• **Task material**:
----
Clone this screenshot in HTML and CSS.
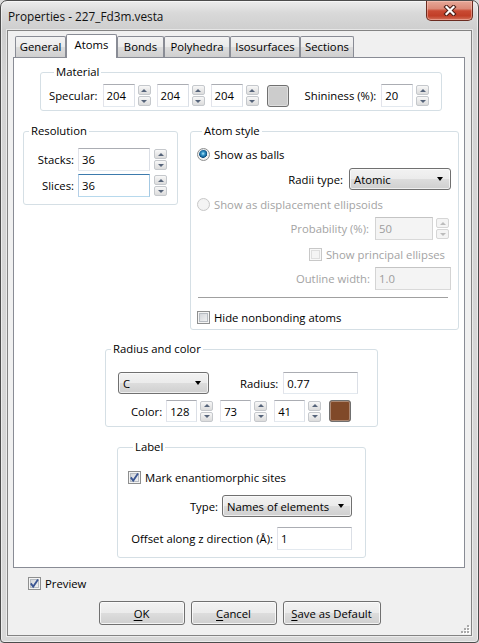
----
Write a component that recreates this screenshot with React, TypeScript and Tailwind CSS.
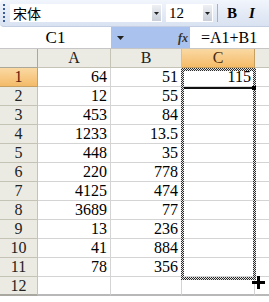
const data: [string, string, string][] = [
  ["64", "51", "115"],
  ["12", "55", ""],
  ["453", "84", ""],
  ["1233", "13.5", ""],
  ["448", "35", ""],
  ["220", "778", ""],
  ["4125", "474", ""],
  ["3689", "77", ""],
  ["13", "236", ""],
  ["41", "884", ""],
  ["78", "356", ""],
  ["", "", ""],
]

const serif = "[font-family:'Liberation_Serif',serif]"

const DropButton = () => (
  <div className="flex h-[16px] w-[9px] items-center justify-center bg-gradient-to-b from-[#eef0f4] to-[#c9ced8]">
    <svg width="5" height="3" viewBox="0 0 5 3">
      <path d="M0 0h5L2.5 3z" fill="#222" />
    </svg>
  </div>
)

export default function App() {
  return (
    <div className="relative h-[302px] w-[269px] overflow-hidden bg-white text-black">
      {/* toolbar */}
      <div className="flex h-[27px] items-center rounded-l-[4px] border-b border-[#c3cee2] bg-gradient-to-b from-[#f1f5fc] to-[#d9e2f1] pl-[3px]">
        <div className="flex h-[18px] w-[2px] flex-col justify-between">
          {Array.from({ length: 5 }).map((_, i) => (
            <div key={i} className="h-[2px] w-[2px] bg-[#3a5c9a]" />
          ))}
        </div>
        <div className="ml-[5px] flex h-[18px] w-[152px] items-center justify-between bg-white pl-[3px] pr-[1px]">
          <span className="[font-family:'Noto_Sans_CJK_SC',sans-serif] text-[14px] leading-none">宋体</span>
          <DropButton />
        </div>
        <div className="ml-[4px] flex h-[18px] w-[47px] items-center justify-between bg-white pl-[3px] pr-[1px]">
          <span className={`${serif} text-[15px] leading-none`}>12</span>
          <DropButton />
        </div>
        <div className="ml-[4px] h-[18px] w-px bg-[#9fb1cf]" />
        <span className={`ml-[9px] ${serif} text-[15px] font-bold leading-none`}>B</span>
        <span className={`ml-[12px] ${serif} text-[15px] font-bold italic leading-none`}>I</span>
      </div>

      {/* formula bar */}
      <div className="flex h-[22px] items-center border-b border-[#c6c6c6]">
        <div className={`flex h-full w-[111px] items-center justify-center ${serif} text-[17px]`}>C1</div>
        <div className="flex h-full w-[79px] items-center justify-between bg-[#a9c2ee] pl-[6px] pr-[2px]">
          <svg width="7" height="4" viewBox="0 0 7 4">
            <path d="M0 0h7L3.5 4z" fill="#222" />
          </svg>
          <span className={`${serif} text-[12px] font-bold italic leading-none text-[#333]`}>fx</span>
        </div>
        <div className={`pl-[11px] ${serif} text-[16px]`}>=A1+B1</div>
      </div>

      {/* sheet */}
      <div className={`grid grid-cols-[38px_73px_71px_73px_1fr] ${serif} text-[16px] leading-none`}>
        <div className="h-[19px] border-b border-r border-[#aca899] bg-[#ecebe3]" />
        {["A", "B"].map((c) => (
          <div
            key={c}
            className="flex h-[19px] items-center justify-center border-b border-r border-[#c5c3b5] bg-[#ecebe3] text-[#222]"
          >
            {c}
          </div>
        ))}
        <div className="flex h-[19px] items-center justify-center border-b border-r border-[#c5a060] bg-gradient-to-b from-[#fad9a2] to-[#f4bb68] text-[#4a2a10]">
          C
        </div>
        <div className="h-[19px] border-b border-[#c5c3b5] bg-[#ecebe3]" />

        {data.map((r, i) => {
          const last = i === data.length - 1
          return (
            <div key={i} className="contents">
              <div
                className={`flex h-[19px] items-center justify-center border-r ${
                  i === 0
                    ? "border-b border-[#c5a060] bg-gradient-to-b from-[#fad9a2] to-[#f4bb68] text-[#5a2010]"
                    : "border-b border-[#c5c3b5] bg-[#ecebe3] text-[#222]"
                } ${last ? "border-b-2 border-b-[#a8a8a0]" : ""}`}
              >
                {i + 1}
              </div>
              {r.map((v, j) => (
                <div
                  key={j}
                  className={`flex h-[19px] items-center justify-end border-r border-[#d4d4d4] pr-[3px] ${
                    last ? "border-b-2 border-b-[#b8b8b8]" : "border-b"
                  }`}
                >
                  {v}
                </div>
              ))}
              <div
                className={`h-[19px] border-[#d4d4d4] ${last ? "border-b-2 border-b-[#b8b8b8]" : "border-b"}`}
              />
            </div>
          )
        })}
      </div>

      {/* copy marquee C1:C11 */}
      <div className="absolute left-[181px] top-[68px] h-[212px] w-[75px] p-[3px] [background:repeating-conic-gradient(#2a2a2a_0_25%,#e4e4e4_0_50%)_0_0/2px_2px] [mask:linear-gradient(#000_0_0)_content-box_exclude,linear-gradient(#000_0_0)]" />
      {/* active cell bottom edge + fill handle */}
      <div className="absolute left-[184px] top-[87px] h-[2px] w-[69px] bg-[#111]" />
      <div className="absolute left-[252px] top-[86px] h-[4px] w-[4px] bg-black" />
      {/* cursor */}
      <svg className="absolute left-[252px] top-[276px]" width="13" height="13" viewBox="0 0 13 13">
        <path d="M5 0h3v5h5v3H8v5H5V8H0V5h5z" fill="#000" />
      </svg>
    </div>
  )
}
----
• **Set task**:
Using the listing, copy every line where the word "screenshot" shows up.

• **Answer**:
Clone this screenshot in HTML and CSS.
Write a component that recreates this screenshot with React, TypeScript and Tailwind CSS.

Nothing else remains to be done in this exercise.